"""

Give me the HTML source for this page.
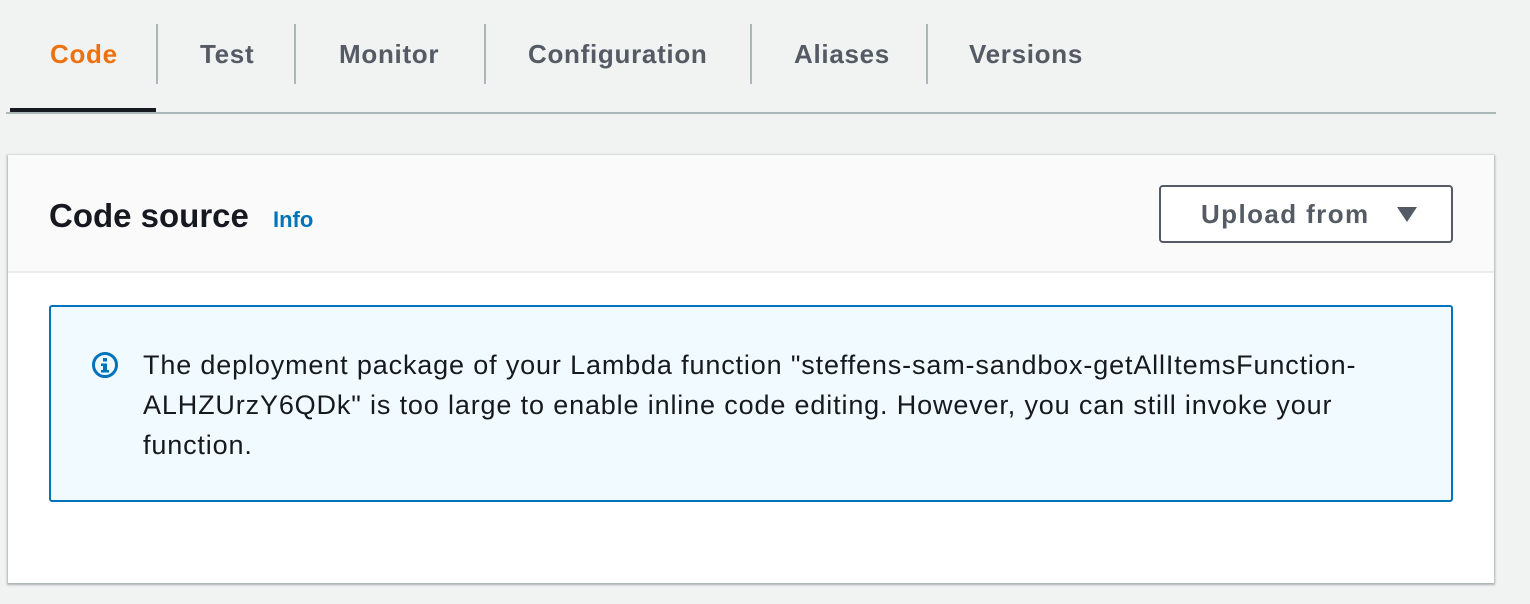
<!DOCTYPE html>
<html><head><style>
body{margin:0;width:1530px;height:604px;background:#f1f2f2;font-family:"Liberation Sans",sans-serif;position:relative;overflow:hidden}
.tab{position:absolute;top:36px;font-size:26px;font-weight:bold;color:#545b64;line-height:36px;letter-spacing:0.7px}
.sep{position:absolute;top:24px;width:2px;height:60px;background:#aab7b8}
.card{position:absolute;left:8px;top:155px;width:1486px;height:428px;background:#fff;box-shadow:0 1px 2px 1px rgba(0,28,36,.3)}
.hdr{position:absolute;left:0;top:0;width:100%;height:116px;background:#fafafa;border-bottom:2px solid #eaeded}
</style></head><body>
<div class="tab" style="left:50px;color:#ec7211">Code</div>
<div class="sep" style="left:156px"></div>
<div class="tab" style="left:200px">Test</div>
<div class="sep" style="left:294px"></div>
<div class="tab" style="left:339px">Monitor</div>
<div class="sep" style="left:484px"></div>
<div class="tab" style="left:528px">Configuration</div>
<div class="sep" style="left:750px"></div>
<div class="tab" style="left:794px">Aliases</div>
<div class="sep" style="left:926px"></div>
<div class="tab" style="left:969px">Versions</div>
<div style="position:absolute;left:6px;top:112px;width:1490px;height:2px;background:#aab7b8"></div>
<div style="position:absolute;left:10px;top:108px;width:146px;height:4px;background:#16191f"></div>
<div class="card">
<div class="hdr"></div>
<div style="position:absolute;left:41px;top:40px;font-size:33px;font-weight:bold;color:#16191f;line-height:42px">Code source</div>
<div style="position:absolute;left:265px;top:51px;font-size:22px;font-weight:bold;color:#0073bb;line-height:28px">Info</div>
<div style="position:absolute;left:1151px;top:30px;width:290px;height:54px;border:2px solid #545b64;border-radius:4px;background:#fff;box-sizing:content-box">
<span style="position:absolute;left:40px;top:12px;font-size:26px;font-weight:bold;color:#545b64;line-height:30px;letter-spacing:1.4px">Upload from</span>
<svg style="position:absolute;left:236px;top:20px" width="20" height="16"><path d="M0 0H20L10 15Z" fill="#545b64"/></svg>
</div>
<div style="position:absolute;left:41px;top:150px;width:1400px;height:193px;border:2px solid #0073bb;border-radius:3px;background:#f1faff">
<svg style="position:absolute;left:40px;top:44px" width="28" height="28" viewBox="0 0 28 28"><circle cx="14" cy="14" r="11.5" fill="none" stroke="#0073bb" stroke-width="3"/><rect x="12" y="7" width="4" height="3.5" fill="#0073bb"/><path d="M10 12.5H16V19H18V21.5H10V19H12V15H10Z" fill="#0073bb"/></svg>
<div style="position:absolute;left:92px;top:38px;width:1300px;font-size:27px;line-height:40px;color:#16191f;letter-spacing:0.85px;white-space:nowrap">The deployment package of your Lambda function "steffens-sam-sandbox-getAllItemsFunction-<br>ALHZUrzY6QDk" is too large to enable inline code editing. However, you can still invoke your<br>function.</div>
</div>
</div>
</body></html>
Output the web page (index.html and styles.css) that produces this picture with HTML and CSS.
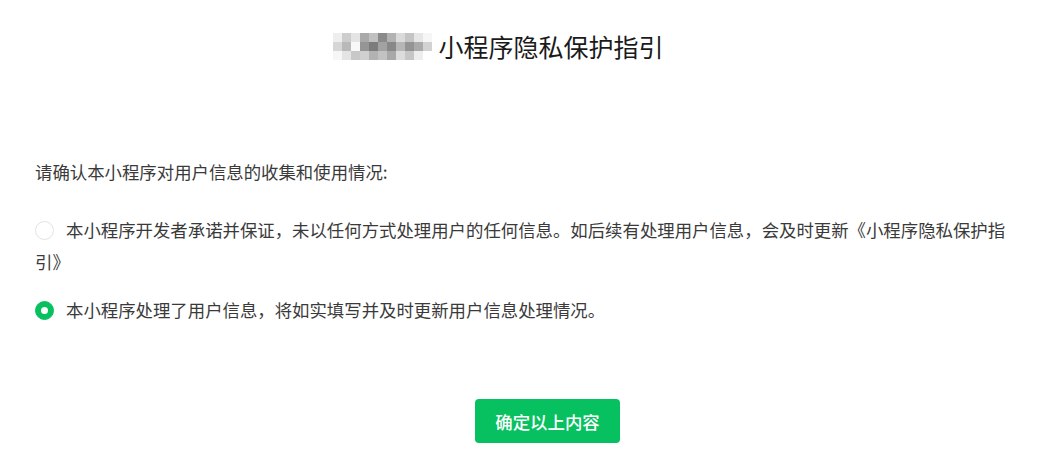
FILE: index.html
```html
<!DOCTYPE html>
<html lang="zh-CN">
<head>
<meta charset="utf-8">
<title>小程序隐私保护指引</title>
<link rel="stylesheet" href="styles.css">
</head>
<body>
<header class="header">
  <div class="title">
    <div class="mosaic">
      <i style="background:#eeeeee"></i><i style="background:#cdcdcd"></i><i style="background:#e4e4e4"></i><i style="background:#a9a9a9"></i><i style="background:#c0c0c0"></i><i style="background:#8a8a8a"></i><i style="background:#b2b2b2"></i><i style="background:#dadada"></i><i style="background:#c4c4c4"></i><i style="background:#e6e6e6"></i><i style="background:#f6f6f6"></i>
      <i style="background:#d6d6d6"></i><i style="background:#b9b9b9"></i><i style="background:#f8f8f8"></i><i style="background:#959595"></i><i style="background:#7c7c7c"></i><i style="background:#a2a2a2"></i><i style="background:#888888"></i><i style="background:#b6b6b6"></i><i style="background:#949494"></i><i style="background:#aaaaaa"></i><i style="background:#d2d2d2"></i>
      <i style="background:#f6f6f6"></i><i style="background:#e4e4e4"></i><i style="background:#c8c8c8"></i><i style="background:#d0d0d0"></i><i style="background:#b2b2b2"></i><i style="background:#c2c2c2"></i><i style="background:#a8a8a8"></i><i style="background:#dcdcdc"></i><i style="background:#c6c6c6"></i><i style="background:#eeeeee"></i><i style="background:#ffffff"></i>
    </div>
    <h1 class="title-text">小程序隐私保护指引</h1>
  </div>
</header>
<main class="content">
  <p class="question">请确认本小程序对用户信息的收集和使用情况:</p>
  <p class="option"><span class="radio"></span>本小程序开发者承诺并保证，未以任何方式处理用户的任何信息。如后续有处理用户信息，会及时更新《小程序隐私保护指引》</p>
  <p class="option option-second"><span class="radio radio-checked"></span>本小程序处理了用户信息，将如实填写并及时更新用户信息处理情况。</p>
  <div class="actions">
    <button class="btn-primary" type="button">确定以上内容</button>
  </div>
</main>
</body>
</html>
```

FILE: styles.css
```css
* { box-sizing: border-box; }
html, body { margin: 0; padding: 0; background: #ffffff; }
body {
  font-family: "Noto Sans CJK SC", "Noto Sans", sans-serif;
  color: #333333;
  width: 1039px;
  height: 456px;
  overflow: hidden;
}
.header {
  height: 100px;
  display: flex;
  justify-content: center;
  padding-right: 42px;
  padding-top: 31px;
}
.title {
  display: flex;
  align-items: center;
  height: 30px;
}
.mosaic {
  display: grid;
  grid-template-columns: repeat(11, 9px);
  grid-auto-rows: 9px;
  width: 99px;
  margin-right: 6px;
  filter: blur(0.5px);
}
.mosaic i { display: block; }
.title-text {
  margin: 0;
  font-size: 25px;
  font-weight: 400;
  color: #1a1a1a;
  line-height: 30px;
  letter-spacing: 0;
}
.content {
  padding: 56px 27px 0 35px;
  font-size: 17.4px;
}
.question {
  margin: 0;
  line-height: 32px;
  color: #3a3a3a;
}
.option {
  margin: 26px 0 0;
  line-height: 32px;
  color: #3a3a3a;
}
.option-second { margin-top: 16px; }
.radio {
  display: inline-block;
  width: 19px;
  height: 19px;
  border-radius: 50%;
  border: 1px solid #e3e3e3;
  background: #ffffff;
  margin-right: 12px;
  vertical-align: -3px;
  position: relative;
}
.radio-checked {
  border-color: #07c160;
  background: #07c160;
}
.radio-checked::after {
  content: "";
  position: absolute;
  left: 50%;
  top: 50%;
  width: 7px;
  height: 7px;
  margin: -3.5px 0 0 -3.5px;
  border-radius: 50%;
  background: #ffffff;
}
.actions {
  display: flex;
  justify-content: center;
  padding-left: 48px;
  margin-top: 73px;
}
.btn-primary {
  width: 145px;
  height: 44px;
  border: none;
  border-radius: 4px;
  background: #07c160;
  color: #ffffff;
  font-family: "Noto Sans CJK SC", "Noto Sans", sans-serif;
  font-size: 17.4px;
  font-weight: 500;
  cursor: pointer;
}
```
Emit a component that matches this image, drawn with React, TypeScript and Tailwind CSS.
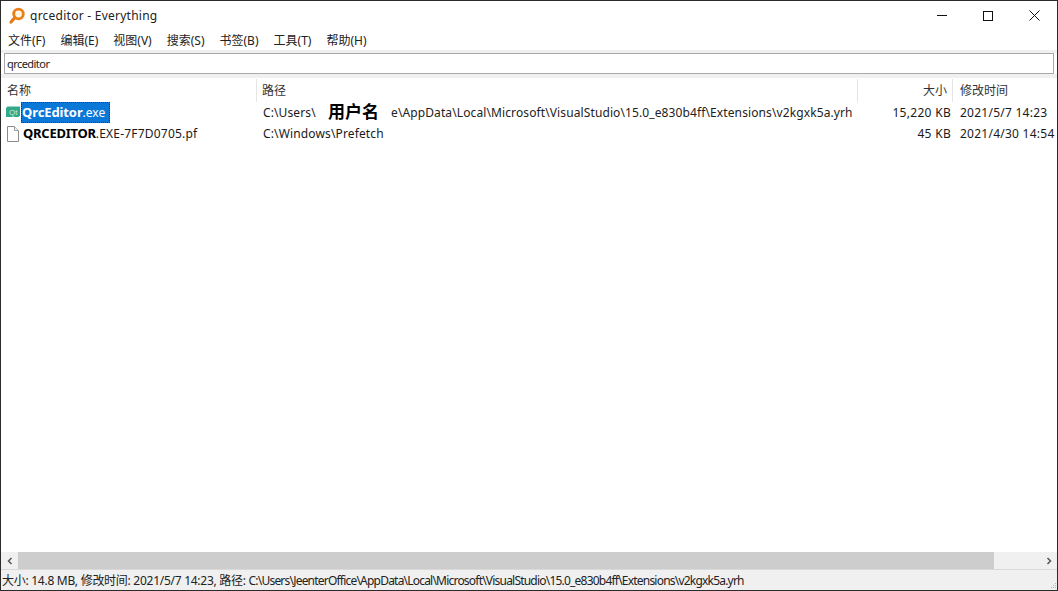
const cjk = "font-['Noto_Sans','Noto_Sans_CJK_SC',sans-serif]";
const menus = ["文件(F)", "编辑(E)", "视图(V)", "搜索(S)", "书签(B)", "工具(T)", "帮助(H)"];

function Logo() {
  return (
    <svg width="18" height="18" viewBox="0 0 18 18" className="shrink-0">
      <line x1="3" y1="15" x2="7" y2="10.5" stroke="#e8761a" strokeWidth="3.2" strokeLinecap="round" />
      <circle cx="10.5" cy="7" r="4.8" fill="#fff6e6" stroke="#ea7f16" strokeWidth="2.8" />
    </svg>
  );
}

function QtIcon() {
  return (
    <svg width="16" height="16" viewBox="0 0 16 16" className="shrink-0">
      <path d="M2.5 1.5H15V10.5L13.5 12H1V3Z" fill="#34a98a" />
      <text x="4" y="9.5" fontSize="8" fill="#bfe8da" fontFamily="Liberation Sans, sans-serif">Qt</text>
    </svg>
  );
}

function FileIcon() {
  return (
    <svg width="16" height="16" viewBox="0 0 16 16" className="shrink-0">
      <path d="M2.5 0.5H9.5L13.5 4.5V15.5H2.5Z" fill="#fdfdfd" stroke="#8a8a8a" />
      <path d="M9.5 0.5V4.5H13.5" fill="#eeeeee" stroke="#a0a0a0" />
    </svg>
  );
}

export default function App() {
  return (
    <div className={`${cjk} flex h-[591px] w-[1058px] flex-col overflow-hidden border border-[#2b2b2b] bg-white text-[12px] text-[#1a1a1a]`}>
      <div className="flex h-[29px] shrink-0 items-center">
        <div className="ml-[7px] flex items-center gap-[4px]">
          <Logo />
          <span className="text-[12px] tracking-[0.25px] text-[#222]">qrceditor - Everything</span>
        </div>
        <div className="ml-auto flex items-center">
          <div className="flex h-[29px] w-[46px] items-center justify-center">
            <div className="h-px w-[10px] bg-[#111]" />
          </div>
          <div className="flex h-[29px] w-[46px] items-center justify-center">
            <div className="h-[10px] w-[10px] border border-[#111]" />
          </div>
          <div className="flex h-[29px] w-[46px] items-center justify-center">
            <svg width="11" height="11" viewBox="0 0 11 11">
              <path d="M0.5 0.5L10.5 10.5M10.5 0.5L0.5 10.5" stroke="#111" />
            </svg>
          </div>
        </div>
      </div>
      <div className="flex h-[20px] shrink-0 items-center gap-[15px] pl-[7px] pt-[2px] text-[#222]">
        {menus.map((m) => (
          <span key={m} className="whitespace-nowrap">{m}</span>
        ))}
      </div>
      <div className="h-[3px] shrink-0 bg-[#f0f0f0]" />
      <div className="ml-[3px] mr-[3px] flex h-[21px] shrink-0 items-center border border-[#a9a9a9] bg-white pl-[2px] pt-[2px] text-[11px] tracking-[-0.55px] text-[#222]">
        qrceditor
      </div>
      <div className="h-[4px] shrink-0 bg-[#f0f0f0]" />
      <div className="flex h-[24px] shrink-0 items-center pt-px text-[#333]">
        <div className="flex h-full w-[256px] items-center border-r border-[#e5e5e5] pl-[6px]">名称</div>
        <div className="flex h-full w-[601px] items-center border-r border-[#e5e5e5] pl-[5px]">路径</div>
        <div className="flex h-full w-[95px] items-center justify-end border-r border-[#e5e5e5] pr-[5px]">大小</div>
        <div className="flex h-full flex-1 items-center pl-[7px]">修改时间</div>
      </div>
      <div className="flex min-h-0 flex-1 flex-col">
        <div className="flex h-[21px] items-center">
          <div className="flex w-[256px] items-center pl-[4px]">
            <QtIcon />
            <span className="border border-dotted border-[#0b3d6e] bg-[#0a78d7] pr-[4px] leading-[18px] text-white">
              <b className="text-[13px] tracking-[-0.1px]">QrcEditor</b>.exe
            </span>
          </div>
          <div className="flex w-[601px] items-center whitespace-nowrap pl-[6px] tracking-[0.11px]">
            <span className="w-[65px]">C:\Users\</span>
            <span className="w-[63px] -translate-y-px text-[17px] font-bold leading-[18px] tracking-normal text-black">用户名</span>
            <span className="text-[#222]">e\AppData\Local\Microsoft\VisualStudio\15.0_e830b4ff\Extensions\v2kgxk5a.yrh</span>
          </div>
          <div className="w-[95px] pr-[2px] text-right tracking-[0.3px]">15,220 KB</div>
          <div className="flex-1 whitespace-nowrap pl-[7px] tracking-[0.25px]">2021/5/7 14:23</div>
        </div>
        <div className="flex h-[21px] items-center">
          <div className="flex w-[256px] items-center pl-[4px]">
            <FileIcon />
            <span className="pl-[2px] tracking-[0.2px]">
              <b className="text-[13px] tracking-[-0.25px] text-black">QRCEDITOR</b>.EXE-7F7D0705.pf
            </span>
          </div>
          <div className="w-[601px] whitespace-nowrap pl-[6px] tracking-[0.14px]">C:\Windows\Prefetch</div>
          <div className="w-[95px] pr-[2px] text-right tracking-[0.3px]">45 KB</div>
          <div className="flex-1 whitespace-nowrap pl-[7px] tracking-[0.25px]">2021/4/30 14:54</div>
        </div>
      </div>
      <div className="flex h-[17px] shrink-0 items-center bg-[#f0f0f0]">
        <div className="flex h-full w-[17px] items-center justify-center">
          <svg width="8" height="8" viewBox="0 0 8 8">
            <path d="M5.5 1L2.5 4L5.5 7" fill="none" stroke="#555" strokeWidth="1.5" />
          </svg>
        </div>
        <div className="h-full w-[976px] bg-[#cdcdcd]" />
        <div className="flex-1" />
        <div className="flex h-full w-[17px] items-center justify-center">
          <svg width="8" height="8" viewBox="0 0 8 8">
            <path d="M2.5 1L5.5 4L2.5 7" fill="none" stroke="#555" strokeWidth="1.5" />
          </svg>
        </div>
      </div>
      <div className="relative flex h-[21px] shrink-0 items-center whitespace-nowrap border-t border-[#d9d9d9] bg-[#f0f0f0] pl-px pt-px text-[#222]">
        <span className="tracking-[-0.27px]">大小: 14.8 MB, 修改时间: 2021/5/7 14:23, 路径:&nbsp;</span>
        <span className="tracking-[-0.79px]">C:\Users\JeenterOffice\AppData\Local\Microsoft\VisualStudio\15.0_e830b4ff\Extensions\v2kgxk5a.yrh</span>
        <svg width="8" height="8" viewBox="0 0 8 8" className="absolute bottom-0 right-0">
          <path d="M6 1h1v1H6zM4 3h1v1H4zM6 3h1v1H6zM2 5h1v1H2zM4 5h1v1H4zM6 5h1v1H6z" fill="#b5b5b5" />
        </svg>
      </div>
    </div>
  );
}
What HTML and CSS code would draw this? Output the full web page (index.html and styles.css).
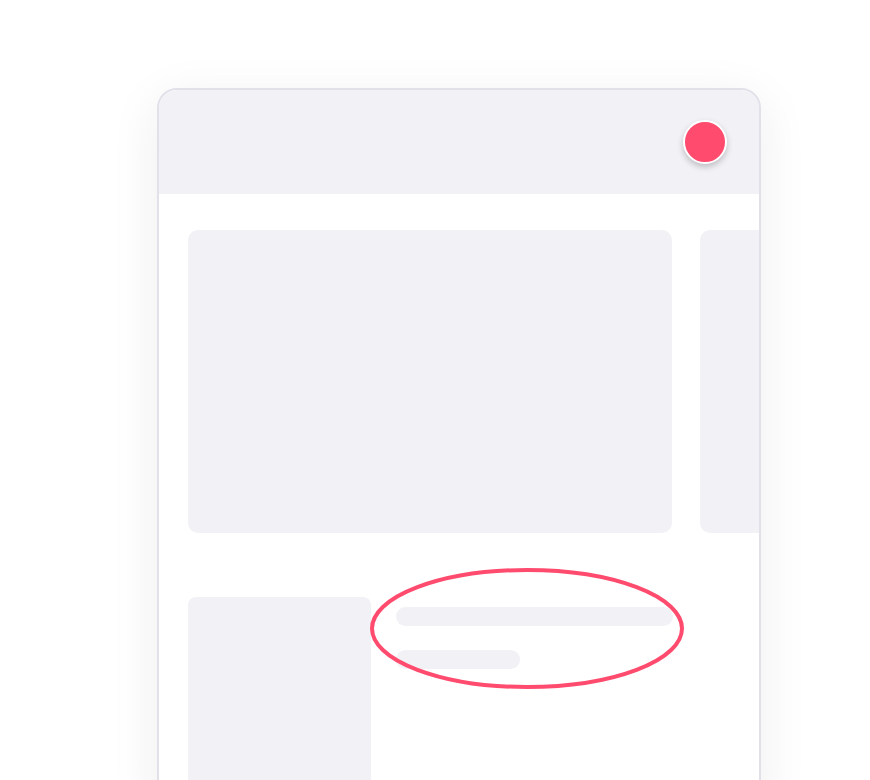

"""

## YOUR OBJECTIVE
Report each line in the data that holds the word "index".

## CORRECT RESULT
Output the web page (index.html and styles.css) that produces this picture with HTML and CSS.
FILE: index.html
What HTML and CSS code would draw this? Output the full web page (index.html and styles.css).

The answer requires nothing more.